7. Parameters for quashing criminal proceedings are now well established. A criminal proceeding can be quashed if it is found to be frivolous or even after accepting the allegations as they are, no offence is made out even at the prima facie stage, or if the prosecution is initiated merely for vengeance or it otherwise amounts to abuse of the process of law. None of these grounds has been made out in the present case. Contention of learned Counsel for the applicant that the appeal is continuation of the trial, therefore, this Court can quash order of conviction and sentence which has not attained finality cannot be sustained, in view of the decision of the Apex Court referred earlier.
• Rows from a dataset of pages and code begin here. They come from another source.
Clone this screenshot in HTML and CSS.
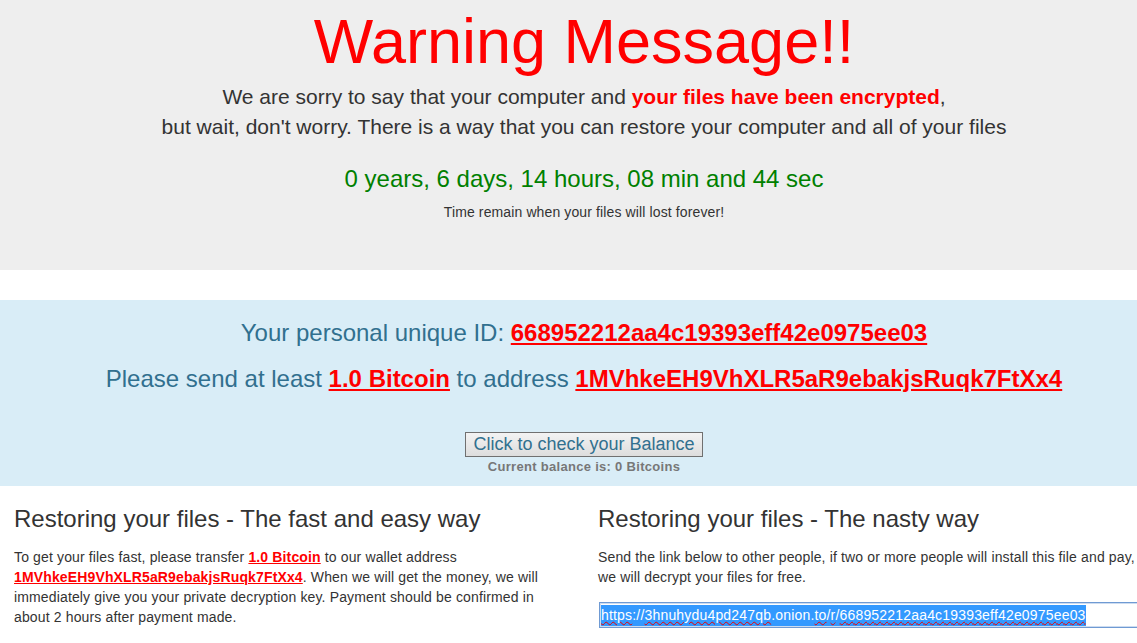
FILE: index.html
```html
<!DOCTYPE html>
<html lang="en">
<head>
<meta charset="utf-8">
<title>Warning Message</title>
<link rel="stylesheet" href="styles.css">
</head>
<body>
<div class="page">
  <section class="hero">
    <h1 class="hero-title">Warning Message!!</h1>
    <p class="hero-lead">We are sorry to say that your computer and <strong class="alert-red">your files have been encrypted</strong>,<br>but wait, don't worry. There is a way that you can restore your computer and all of your files</p>
    <h3 class="countdown">0 years, 6 days, 14 hours, 08 min and 44 sec</h3>
    <p class="countdown-note">Time remain when your files will lost forever!</p>
  </section>

  <section class="info">
    <h3 class="info-line">Your personal unique ID: <a class="red-link" href="#">668952212aa4c19393eff42e0975ee03</a></h3>
    <h3 class="info-line info-line-2">Please send at least <a class="red-link" href="#">1.0 Bitcoin</a> to address <a class="red-link" href="#">1MVhkeEH9VhXLR5aR9ebakjsRuqk7FtXx4</a></h3>
    <div class="balance">
      <button class="balance-btn" type="button">Click to check your Balance</button>
      <div class="balance-note">Current balance is: 0 Bitcoins</div>
    </div>
  </section>

  <section class="columns">
    <div class="col">
      <h3 class="col-title">Restoring your files - The fast and easy way</h3>
      <p class="col-text">To get your files fast, please transfer <a class="red-link" href="#">1.0 Bitcoin</a> to our wallet address <a class="red-link" href="#">1MVhkeEH9VhXLR5aR9ebakjsRuqk7FtXx4</a>. When we will get the money, we will immediately give you your private decryption key. Payment should be confirmed in about 2 hours after payment made.</p>
    </div>
    <div class="col">
      <h3 class="col-title">Restoring your files - The nasty way</h3>
      <p class="col-text">Send the link below to other people, if two or more people will install this file and pay, we will decrypt your files for free.</p>
      <div class="link-box"><span class="sel"><span class="spell">https</span>://<span class="spell">3hnuhydu4pd247qb</span>.onion.<span class="spell">to</span>/<span class="spell">r</span>/<span class="spell">668952212aa4c19393eff42e0975ee03</span></span></div>
    </div>
  </section>
</div>
</body>
</html>
```

FILE: styles.css
```css
html, body {
  margin: 0;
  padding: 0;
  overflow: hidden;
  background: #fff;
}

.page {
  width: 1168px;
  font-family: "Liberation Sans", Arial, Helvetica, sans-serif;
  font-size: 14px;
  line-height: 20px;
  color: #333;
}

.hero {
  background: #eee;
  text-align: center;
  padding: 7px 0 48px;
}

.hero-title {
  margin: 0 0 6px;
  font-size: 63px;
  line-height: 69px;
  font-weight: 400;
  color: #f00;
}

.hero-lead {
  margin: 0;
  font-size: 21px;
  line-height: 30px;
  font-weight: 200;
}

.alert-red {
  color: #f00;
  font-weight: 700;
}

.countdown {
  margin: 24px 0 0;
  font-size: 24px;
  line-height: 26px;
  font-weight: 400;
  color: #008000;
}

.countdown-note {
  margin: 10px 0 0;
  font-size: 14px;
  line-height: 20px;
  letter-spacing: 0.12px;
}

.info {
  margin-top: 30px;
  background: #d9edf7;
  color: #31708f;
  text-align: center;
  padding: 20px 0 11px;
}

.info-line {
  margin: 0;
  font-size: 24px;
  line-height: 26px;
  font-weight: 400;
}

.info-line-2 {
  margin-top: 20px;
}

.red-link {
  color: #f00;
  font-weight: 700;
  text-decoration: underline;
}

.balance {
  margin-top: 40px;
  display: flex;
  flex-direction: column;
  align-items: center;
}

.balance-btn {
  font-family: "Liberation Sans", Arial, sans-serif;
  font-size: 18px;
  line-height: 21px;
  height: 25px;
  padding: 1px 7px;
  color: #31708f;
  background: linear-gradient(#f3f3f3, #dddddd);
  border: 1px solid #707070;
  border-radius: 0;
}

.balance-note {
  margin-top: 1px;
  font-size: 13px;
  line-height: 17px;
  letter-spacing: 0.3px;
  font-weight: 700;
  color: #777;
}

.columns {
  display: grid;
  grid-template-columns: minmax(0, 1fr) minmax(0, 1fr);
}

.col {
  padding: 0 15px 0 15px;
  min-width: 0;
}

.col-title {
  margin: 20px 0 0 -1px;
  font-size: 24px;
  line-height: 26px;
  font-weight: 400;
}

.col-text {
  margin: 15px 0 0 -1px;
  letter-spacing: 0.14px;
}

.link-box {
  margin-top: 15px;
  height: 26px;
  width: 100%;
  border: 1px solid #6f9ad3;
  box-shadow: inset 0 0 0 1px #cddcf0;
  background: #fff;
  line-height: 24px;
  font-size: 14px;
  letter-spacing: 0.18px;
  padding-left: 1px;
  white-space: nowrap;
  box-sizing: border-box;
}

.sel {
  background: #3399ff;
  color: #fff;
  padding: 2px 0 3px;
}

.spell {
  text-decoration: underline wavy #e00;
  text-decoration-thickness: 1px;
  text-underline-offset: 1px;
}
```
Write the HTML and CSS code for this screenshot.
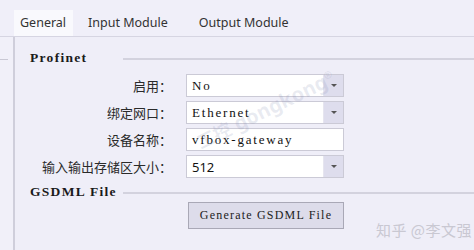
FILE: index.html
```html
<!DOCTYPE html>
<html>
<head>
<meta charset="utf-8">
<link rel="stylesheet" href="styles.css">
</head>
<body>
<div class="window">
  <div class="tabs">
    <div class="tab active">General</div>
    <div class="tab">Input Module</div>
    <div class="tab">Output Module</div>
  </div>
  <div class="main">
    <div class="gutter"><span class="tick"></span></div>
    <div class="panel">
      <div class="group-head"><span class="group-title">Profinet</span></div>
      <div class="form">
        <label class="lbl">启用：</label>
        <div class="field combo"><span class="val">No</span><span class="drop"><span class="arrow"></span></span></div>
        <label class="lbl">绑定网口：</label>
        <div class="field combo"><span class="val">Ethernet</span><span class="drop"><span class="arrow"></span></span></div>
        <label class="lbl">设备名称：</label>
        <div class="field"><span class="val">vfbox-gateway</span></div>
        <label class="lbl">输入输出存储区大小：</label>
        <div class="field combo"><span class="val sans">512</span><span class="drop"><span class="arrow"></span></span></div>
      </div>
      <div class="group-head gsd"><span class="group-title">GSDML File</span></div>
      <div class="btn-row">
        <button class="btn">Generate GSDML File</button>
      </div>
    </div>
  </div>
  <div class="wm-logo"><span class="wm-cn">工控</span> gongkong<sup>®</sup></div>
  <div class="wm-zhihu">知乎 @李文强</div>
</div>
</body>
</html>
```

FILE: styles.css
```css
* { box-sizing: border-box; }
html, body {
  margin: 0;
  padding: 0;
  width: 474px;
  height: 250px;
  overflow: hidden;
  background: #efeef8;
}
.window {
  position: relative;
  width: 474px;
  height: 250px;
  display: flex;
  flex-direction: column;
  font-family: "Noto Sans", "Noto Sans CJK SC", sans-serif;
  color: #333;
}
.tabs {
  height: 37px;
  display: flex;
  align-items: flex-end;
  padding-left: 14px;
  background: #f0eff9;
  border-bottom: 1px solid #d6d5e2;
}
.tab {
  height: 26px;
  padding: 0 11px 0 6px;
  font-size: 12.5px;
  line-height: 25px;
  color: #333;
  margin-right: 14px;
}
.tab.active {
  background: #f9f9fd;
  padding: 0 7px 0 6px;
  margin-right: 9px;
}
.main {
  flex: 1;
  display: flex;
}
.gutter {
  width: 15px;
  border-right: 2px solid #cfcedb;
  background: #f1f0f9;
  padding-top: 22px;
}
.tick {
  display: block;
  width: 8px;
  height: 1px;
  background: #c9c8d4;
}
.panel {
  flex: 1;
  padding-left: 15px;
  display: flex;
  flex-direction: column;
}
.group-head {
  display: flex;
  align-items: center;
  height: 14px;
  margin-top: 14px;
}
.group-head::after {
  content: "";
  flex: 1;
  height: 2px;
  background: #d3d2de;
  margin-top: 2px;
}
.group-title {
  font-family: "Liberation Serif", "DejaVu Serif", serif;
  font-weight: bold;
  font-size: 13.5px;
  letter-spacing: 1.3px;
  color: #1a1a1a;
  min-width: 89px;
  margin-right: 4px;
}
.gsd { margin-top: 7px; }
.form {
  display: grid;
  grid-template-columns: 142px 158px;
  column-gap: 14px;
  row-gap: 4px;
  margin-top: 9px;
  align-items: center;
}
.lbl {
  font-family: "Noto Sans CJK SC", sans-serif;
  font-size: 13px;
  text-align: right;
  color: #2a2a2a;
  line-height: 23px;
  white-space: nowrap;
}
.field {
  height: 23px;
  background: #fff;
  border: 1px solid #cbcad6;
  display: flex;
  align-items: center;
  padding-left: 5px;
}
.val {
  flex: 1;
  font-family: "Liberation Serif", "DejaVu Serif", serif;
  font-size: 13px;
  letter-spacing: 1.8px;
  color: #111;
}
.val.sans {
  font-family: "Noto Sans", sans-serif;
  font-size: 13px;
  letter-spacing: 0;
}
.drop {
  width: 20px;
  height: 21px;
  background: #dedded;
  border-left: 1px solid #e6e5ef;
  display: flex;
  align-items: center;
  justify-content: center;
}
.arrow {
  width: 0;
  height: 0;
  border-left: 3px solid transparent;
  border-right: 3px solid transparent;
  border-top: 3px solid #555;
}
.btn-row {
  display: flex;
  padding-left: 158px;
  margin-top: 3px;
}
.btn {
  width: 156px;
  height: 27px;
  background: #dddcea;
  border: 1px solid #a9a8b6;
  font-family: "Liberation Serif", "DejaVu Serif", serif;
  font-size: 12px;
  letter-spacing: 1.2px;
  color: #222;
  padding: 0;
}
.wm-zhihu {
  position: absolute;
  left: 376px;
  top: 219px;
  font-family: "Noto Sans CJK SC", sans-serif;
  font-size: 15px;
  color: #c9c8d2;
  letter-spacing: 0.5px;
}
.wm-logo {
  position: absolute;
  left: 190px;
  top: 96px;
  font-family: "Noto Sans", sans-serif;
  font-size: 20px;
  font-weight: bold;
  color: rgba(120, 130, 170, 0.16);
  transform: rotate(-26deg);
  white-space: nowrap;
}
.wm-cn {
  font-family: "Noto Sans CJK SC", sans-serif;
  font-size: 18px;
}
.wm-logo sup { font-size: 10px; }
```
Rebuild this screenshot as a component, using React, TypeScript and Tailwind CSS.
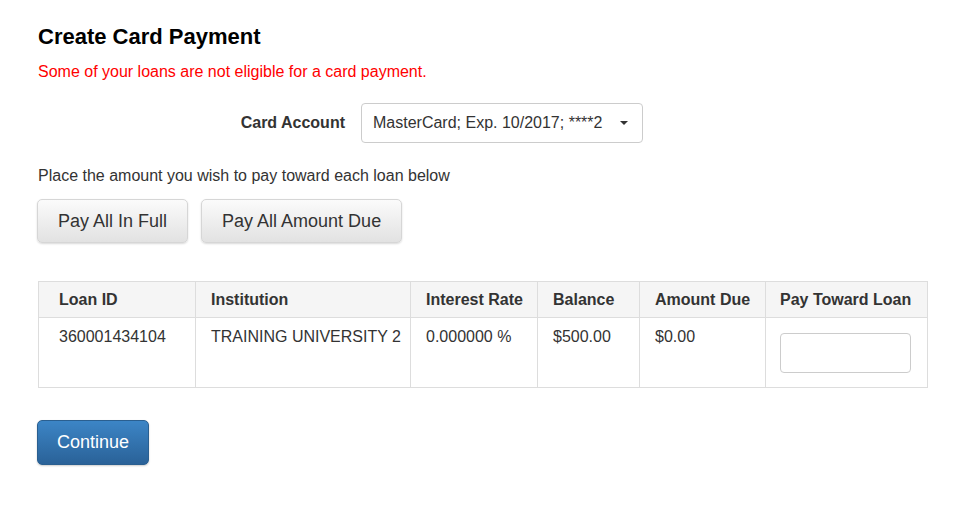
import React from "react";

const loans = [
  {
    id: "360001434104",
    institution: "TRAINING UNIVERSITY 2",
    rate: "0.000000 %",
    balance: "$500.00",
    due: "$0.00",
  },
];

const App = () => {
  return (
    <div className="min-h-screen bg-white px-[38px] pt-[25px] text-[16px] text-[#333] font-['Liberation_Sans',Arial,sans-serif]">
      <h1 className="text-[22px] font-bold leading-[24px] text-black">Create Card Payment</h1>
      <p className="mt-[13px] leading-[20px] text-[#ff0000]">
        Some of your loans are not eligible for a card payment.
      </p>

      <div className="mt-[21px] flex items-center">
        <label className="w-[307px] text-right font-bold">Card Account</label>
        <div className="ml-[16px] flex h-[40px] w-[282px] items-center justify-between rounded-[4px] border border-[#ccc] bg-white pl-[11px] pr-[14px]">
          <span>MasterCard; Exp. 10/2017; ****2</span>
          <span className="h-0 w-0 border-x-[4px] border-t-[4px] border-x-transparent border-t-[#333]" />
        </div>
      </div>

      <p className="mt-[23px] leading-[20px]">Place the amount you wish to pay toward each loan below</p>

      <div className="mt-[13px] flex gap-[13px] -ml-px">
        <button className="h-[44px] rounded-[5px] border border-[#d6d6d6] bg-gradient-to-b from-[#fbfbfb] to-[#e2e2e2] px-[20px] text-[18px] text-[#333] shadow-[0_1px_2px_rgba(0,0,0,0.15)]">
          Pay All In Full
        </button>
        <button className="h-[44px] rounded-[5px] border border-[#d6d6d6] bg-gradient-to-b from-[#fbfbfb] to-[#e2e2e2] px-[20px] text-[18px] text-[#333] shadow-[0_1px_2px_rgba(0,0,0,0.15)]">
          Pay All Amount Due
        </button>
      </div>

      <table className="mt-[38px] w-[889px] table-fixed border-collapse border border-[#ddd]">
        <colgroup>
          <col className="w-[157px]" />
          <col className="w-[215px]" />
          <col className="w-[127px]" />
          <col className="w-[102px]" />
          <col className="w-[126px]" />
          <col className="w-[162px]" />
        </colgroup>
        <thead>
          <tr className="h-[36px] bg-[#f5f5f5] text-left">
            <th className="border border-[#ddd] pl-[20px] font-bold">Loan ID</th>
            <th className="border border-[#ddd] pl-[15px] font-bold">Institution</th>
            <th className="border border-[#ddd] pl-[15px] font-bold">Interest Rate</th>
            <th className="border border-[#ddd] pl-[15px] font-bold">Balance</th>
            <th className="border border-[#ddd] pl-[15px] font-bold">Amount Due</th>
            <th className="border border-[#ddd] pl-[14px] font-bold">Pay Toward Loan</th>
          </tr>
        </thead>
        <tbody>
          {loans.map((loan) => (
            <tr key={loan.id} className="h-[70px] align-top">
              <td className="border border-[#ddd] pl-[20px] pt-[7px]">{loan.id}</td>
              <td className="border border-[#ddd] pl-[15px] pt-[7px]">{loan.institution}</td>
              <td className="border border-[#ddd] pl-[15px] pt-[7px]">{loan.rate}</td>
              <td className="border border-[#ddd] pl-[15px] pt-[7px]">{loan.balance}</td>
              <td className="border border-[#ddd] pl-[15px] pt-[7px]">{loan.due}</td>
              <td className="border border-[#ddd] pl-[14px] pt-[15px]">
                <input className="h-[40px] w-[131px] rounded-[4px] border border-[#ccc] px-2" />
              </td>
            </tr>
          ))}
        </tbody>
      </table>

      <button className="mt-[32px] -ml-px h-[45px] rounded-[5px] border border-[#2a5f90] bg-gradient-to-b from-[#3c85c6] to-[#2a6298] px-[19px] text-[18px] text-white shadow-[0_1px_2px_rgba(0,0,0,0.2)]">
        Continue
      </button>
    </div>
  );
};

export default App;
In similar situation the Apex Court has reduced the sentence of imprisonment but has not quashed the order of conviction and sentence passed upon the accused. Be that as it may; it is not necessary to elaborate on this point. Learned Counsel has next contended that the petition can be disposed off by setting aside the order of conviction and reducing the sentence of imprisonment to the sentence already undergone. This contention cannot be sustained. The appeal cannot be disposed off by this Court. The appeal pending before the Court of competent jurisdiction has to be decided by that Court alone. In such a situation, the proper course would be to dispose of the present petition with the observation that the lower appellate Court should dispose off the appeal in accordance with the provisions of law and having due regard to the principles enunciated by the Apex Court to do complete justice between the parties. The petition is thus partly allowed. Rule is made absolute in terms of the above observations. Hamdust allowed.